Start of Material provided
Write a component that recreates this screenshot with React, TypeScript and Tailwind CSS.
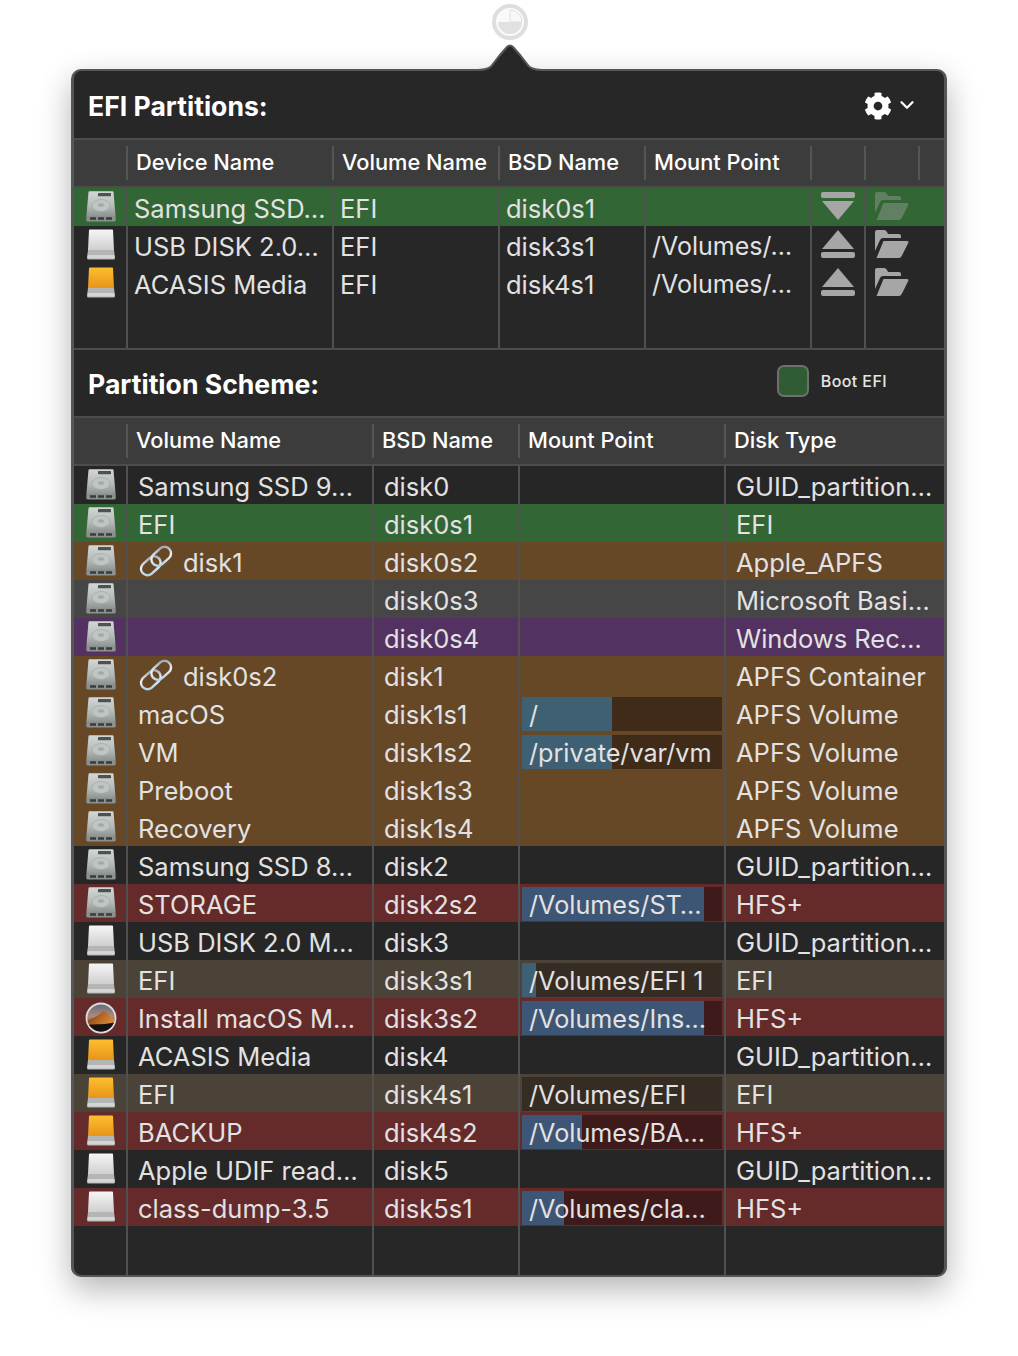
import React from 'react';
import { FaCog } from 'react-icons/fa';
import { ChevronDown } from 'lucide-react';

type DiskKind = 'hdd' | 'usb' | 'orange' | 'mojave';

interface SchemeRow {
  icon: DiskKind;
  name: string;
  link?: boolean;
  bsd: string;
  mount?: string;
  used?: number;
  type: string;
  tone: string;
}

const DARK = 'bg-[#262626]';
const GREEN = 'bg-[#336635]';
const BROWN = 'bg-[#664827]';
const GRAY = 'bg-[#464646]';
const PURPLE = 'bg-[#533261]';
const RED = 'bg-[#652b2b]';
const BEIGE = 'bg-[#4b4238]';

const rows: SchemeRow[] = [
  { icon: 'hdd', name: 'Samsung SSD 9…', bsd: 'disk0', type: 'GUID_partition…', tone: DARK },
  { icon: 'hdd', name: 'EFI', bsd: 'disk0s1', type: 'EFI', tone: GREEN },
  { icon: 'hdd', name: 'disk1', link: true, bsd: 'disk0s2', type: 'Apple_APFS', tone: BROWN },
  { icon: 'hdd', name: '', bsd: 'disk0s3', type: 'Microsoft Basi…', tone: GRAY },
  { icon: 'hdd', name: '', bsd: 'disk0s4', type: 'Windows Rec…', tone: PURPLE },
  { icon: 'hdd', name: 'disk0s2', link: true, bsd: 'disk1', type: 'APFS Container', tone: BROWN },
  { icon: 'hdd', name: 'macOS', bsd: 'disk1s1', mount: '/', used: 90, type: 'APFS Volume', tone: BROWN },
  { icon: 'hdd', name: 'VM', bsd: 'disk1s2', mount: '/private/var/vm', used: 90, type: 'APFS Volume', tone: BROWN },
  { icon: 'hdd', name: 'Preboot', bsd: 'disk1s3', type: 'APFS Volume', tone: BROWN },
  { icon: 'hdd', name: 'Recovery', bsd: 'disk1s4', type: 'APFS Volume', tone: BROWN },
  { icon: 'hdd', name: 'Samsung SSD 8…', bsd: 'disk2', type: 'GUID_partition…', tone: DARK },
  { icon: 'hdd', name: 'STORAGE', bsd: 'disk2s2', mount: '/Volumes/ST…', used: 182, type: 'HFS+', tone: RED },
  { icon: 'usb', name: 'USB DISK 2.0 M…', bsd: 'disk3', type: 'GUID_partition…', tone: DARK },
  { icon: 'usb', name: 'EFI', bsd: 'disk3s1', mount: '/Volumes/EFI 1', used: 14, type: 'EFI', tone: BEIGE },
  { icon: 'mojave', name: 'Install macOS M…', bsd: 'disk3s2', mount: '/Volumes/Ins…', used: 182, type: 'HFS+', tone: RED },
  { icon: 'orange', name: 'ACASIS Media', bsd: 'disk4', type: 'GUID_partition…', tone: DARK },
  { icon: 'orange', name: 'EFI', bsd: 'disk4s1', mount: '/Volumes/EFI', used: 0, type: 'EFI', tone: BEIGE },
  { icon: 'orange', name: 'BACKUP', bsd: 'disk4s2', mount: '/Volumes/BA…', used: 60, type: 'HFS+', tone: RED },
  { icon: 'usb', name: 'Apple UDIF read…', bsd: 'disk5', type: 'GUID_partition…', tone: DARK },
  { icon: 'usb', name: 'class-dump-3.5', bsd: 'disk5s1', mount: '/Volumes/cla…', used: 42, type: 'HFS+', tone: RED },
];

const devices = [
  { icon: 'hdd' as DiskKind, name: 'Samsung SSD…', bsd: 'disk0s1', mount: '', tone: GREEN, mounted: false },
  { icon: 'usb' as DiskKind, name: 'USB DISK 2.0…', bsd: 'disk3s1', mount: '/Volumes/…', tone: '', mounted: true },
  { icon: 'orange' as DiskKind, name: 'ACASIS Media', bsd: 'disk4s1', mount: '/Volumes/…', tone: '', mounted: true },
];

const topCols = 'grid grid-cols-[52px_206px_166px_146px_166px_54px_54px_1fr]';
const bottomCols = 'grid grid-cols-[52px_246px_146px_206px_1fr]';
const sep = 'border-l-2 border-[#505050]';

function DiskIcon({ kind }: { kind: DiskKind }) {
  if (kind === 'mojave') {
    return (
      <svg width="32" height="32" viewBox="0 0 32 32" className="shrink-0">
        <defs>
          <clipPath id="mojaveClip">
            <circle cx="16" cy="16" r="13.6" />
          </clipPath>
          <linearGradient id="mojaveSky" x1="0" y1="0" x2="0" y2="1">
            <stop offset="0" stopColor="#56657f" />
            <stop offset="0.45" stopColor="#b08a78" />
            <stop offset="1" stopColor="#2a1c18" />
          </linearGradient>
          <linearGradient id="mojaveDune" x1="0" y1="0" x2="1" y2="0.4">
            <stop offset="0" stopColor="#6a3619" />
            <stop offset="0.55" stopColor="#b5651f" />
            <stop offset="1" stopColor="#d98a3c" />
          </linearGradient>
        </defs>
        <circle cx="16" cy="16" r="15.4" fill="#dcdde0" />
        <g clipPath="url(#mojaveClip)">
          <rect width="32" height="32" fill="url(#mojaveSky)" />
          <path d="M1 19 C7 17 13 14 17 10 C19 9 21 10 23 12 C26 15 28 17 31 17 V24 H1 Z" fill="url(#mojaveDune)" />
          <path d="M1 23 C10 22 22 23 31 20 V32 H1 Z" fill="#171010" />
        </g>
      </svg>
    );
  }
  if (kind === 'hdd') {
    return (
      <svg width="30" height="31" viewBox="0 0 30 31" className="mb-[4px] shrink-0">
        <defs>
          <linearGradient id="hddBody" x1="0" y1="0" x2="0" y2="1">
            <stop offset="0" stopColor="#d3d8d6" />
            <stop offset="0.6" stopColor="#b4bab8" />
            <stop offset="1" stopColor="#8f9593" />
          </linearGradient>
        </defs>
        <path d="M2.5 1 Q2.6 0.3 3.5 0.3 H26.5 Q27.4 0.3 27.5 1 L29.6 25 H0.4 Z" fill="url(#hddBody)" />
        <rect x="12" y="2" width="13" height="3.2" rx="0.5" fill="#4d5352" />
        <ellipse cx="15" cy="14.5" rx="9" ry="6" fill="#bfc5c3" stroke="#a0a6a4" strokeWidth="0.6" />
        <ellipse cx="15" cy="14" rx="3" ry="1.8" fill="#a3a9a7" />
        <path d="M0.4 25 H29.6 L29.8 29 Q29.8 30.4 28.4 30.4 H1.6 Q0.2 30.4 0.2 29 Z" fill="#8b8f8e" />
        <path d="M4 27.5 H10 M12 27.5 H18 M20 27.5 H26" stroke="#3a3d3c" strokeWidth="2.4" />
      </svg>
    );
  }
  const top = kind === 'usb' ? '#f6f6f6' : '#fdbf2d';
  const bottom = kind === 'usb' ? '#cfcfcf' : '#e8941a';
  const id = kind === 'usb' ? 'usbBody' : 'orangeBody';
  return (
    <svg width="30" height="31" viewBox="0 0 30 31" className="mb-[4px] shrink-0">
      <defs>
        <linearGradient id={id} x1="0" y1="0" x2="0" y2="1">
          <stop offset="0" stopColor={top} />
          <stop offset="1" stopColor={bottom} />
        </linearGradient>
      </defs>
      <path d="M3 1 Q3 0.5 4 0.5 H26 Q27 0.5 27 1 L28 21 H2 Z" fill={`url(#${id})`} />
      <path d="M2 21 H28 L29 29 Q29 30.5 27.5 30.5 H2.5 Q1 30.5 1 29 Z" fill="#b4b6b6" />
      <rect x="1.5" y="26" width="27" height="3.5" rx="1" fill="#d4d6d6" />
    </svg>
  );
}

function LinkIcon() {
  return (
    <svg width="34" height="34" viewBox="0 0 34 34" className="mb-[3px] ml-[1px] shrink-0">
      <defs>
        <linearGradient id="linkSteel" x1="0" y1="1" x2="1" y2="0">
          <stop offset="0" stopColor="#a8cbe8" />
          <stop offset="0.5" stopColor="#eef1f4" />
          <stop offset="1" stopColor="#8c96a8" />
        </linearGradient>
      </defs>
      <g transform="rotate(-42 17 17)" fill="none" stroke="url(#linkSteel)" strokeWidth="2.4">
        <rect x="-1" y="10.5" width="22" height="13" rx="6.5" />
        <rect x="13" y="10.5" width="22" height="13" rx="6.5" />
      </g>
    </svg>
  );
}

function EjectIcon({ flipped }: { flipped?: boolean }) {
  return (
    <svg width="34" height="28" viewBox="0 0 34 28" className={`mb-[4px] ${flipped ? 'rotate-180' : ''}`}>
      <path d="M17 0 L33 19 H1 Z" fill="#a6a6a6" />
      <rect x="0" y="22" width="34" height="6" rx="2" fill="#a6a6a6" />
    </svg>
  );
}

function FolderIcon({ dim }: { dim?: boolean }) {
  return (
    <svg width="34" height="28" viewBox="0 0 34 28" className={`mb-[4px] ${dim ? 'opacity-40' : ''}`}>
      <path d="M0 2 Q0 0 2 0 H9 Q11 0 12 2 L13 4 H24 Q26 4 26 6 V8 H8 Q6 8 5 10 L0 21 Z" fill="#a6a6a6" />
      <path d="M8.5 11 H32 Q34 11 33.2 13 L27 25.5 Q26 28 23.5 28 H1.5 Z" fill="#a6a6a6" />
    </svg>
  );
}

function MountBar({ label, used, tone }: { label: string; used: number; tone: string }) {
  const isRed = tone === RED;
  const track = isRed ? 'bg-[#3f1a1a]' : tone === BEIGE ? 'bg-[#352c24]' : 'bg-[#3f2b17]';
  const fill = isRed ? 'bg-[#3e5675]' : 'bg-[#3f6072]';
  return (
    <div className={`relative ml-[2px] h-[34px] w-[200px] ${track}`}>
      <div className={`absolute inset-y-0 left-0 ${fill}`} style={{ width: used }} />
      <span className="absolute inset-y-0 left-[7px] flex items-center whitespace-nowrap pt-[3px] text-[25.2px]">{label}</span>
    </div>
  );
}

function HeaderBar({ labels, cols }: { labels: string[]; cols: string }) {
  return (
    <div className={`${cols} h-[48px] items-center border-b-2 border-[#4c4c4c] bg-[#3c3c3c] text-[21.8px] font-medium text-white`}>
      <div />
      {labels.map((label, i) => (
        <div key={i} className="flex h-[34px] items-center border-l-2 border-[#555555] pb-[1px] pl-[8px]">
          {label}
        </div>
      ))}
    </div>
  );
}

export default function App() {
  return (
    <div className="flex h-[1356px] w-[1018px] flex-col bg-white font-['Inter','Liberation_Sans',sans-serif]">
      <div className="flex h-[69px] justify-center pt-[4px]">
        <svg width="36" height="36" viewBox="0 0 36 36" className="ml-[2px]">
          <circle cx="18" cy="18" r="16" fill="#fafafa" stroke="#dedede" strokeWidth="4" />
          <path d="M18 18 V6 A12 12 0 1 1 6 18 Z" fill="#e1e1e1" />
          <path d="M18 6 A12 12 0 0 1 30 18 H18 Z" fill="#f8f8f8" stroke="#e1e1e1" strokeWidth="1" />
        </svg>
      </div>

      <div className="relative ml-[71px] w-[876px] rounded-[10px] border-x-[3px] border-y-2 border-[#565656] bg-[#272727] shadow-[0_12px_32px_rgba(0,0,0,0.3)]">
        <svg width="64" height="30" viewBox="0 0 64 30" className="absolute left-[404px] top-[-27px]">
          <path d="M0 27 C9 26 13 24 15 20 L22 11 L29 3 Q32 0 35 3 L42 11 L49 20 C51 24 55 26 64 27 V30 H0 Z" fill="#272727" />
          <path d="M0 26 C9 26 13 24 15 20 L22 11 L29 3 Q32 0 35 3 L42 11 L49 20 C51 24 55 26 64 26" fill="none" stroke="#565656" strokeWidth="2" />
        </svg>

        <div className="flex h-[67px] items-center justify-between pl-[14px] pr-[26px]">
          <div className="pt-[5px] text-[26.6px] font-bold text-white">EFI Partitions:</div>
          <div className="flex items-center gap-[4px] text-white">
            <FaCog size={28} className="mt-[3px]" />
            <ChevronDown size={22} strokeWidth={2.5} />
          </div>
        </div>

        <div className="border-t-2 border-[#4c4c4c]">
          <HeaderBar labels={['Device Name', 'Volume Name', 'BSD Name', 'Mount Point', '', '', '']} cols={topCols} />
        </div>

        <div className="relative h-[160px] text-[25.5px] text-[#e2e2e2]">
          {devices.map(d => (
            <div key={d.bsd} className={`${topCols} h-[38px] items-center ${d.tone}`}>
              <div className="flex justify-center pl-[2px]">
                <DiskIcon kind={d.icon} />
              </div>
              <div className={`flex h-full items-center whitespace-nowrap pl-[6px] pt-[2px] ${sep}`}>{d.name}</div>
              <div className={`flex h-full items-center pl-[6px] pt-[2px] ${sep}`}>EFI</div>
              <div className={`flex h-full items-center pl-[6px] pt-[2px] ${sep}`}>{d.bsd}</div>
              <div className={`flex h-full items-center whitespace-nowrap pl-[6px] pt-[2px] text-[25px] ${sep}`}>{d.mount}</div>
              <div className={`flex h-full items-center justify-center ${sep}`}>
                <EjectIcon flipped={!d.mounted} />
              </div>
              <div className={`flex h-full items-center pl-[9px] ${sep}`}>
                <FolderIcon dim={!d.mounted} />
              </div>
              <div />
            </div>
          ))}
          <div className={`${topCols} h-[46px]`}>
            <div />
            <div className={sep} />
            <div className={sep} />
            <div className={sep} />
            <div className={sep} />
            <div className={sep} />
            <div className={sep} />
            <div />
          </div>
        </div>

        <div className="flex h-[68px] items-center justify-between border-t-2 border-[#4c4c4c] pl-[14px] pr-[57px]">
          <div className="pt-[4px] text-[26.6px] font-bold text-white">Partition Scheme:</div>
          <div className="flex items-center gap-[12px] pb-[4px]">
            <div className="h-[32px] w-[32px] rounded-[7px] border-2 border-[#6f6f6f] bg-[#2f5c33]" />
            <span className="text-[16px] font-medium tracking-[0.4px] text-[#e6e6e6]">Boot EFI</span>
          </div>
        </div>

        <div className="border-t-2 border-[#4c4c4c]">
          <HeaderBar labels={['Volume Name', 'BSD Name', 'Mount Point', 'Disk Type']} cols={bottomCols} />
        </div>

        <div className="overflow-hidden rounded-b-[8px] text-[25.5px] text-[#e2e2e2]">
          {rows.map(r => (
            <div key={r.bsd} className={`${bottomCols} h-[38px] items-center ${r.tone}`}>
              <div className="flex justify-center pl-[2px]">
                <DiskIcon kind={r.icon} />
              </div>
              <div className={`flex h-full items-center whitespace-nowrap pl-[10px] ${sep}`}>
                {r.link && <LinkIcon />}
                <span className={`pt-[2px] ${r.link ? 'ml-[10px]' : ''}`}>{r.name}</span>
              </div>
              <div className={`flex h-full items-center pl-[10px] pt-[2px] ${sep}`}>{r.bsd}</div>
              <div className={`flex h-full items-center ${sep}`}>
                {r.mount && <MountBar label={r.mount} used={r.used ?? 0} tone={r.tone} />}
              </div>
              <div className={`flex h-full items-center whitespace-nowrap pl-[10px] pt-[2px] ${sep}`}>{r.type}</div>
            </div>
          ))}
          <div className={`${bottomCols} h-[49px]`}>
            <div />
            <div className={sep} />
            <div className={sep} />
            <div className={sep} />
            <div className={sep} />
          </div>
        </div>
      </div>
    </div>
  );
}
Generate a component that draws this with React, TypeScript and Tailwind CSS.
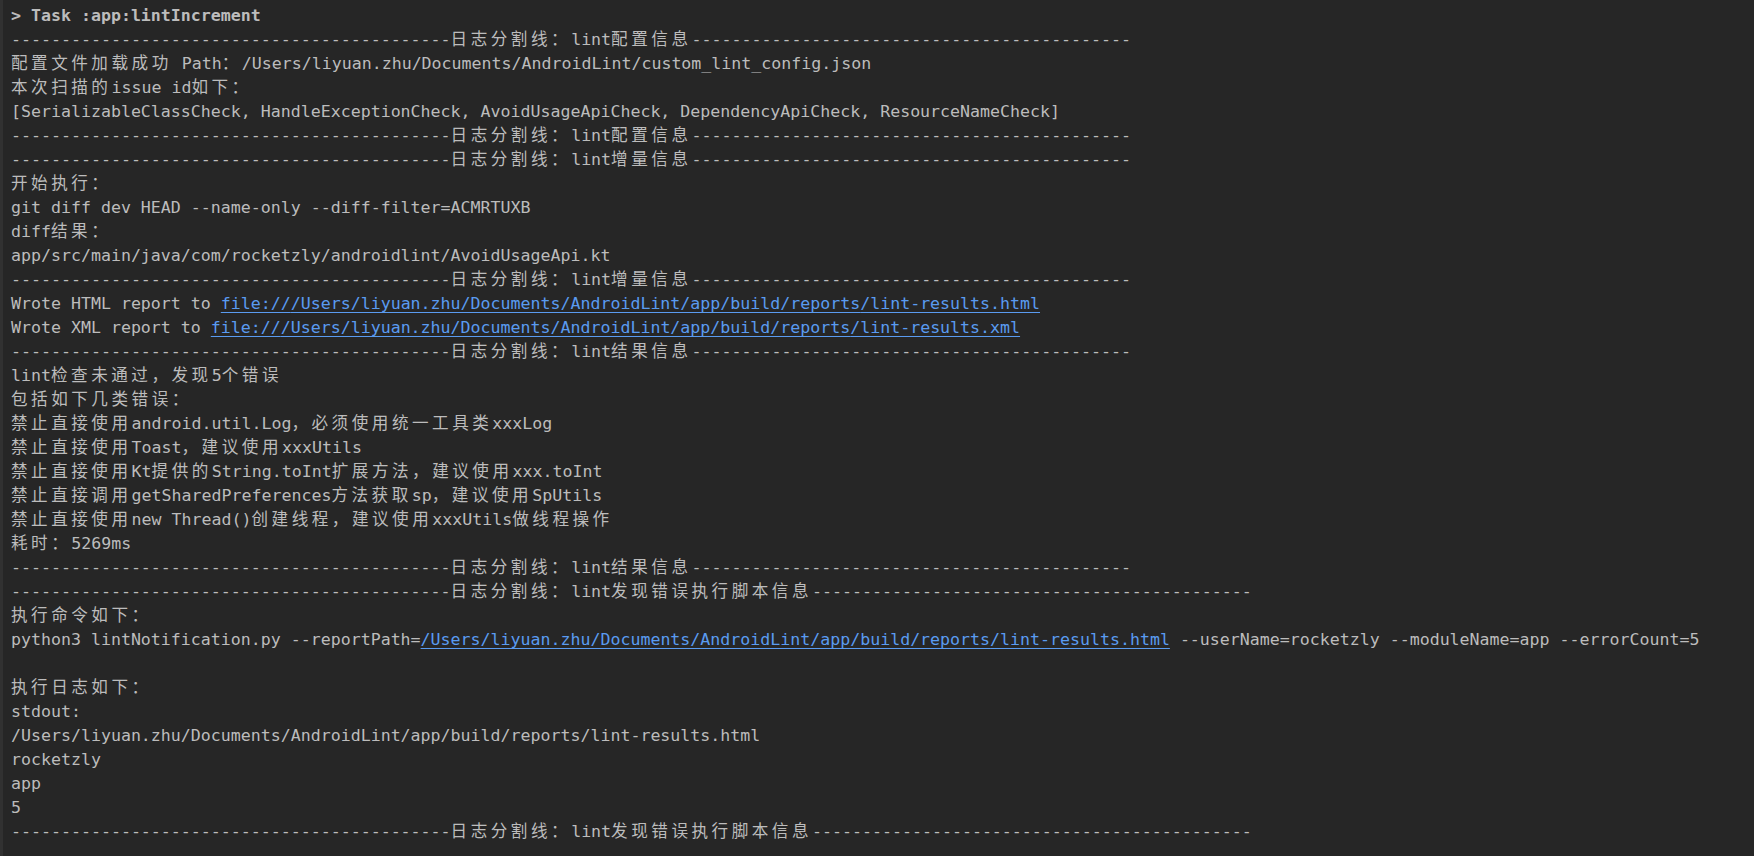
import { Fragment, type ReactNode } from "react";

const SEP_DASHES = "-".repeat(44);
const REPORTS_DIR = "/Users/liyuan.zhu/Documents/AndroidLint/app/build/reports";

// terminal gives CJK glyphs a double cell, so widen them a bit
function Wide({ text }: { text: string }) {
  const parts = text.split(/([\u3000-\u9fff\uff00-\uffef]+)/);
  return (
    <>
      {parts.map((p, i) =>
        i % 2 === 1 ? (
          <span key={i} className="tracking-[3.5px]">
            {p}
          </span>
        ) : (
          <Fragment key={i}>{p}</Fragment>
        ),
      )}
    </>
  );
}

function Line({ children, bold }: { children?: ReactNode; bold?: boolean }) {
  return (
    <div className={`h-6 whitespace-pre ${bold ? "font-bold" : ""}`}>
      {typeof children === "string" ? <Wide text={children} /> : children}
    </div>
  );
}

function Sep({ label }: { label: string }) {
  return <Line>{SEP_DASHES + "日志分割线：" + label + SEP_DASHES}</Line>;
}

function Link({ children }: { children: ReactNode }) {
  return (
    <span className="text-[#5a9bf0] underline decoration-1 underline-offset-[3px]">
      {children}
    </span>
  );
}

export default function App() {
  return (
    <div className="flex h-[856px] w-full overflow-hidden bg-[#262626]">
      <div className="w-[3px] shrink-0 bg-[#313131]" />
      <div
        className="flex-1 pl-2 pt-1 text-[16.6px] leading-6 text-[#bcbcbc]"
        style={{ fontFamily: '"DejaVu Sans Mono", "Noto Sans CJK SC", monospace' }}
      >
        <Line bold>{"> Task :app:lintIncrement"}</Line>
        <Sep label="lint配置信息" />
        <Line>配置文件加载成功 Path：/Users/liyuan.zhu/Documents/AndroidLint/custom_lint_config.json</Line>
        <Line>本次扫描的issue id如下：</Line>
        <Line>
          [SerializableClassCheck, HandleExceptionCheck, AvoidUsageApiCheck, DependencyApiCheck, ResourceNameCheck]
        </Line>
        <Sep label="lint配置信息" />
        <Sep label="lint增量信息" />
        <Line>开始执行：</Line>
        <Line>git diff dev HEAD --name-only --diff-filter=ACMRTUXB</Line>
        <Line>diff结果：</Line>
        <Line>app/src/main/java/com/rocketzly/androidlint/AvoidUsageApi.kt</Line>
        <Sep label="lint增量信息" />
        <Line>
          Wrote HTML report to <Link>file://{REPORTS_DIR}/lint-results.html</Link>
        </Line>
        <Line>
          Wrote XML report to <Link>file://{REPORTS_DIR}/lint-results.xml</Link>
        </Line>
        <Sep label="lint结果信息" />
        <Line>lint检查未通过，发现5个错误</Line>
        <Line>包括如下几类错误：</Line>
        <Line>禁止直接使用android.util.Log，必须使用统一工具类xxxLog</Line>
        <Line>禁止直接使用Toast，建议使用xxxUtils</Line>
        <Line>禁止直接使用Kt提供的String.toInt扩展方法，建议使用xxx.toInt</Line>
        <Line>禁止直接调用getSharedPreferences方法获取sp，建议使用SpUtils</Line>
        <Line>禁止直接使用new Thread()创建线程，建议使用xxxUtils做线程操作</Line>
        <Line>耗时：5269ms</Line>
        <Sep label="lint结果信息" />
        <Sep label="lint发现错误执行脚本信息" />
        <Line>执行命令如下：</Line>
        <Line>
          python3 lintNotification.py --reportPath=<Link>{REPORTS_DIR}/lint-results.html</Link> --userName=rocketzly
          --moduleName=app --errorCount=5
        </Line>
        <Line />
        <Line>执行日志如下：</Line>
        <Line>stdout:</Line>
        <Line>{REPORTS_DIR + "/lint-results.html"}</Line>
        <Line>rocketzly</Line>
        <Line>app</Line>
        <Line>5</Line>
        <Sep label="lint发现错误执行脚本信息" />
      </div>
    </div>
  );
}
End of Material provided
> [Exercise] Repeat the lines from where the entries begin to the line with "type DiskKind = 'hdd'", both included. Any picture is left out.

> [Result below]
Write a component that recreates this screenshot with React, TypeScript and Tailwind CSS.
import React from 'react';
import { FaCog } from 'react-icons/fa';
import { ChevronDown } from 'lucide-react';

type DiskKind = 'hdd' | 'usb' | 'orange' | 'mojave';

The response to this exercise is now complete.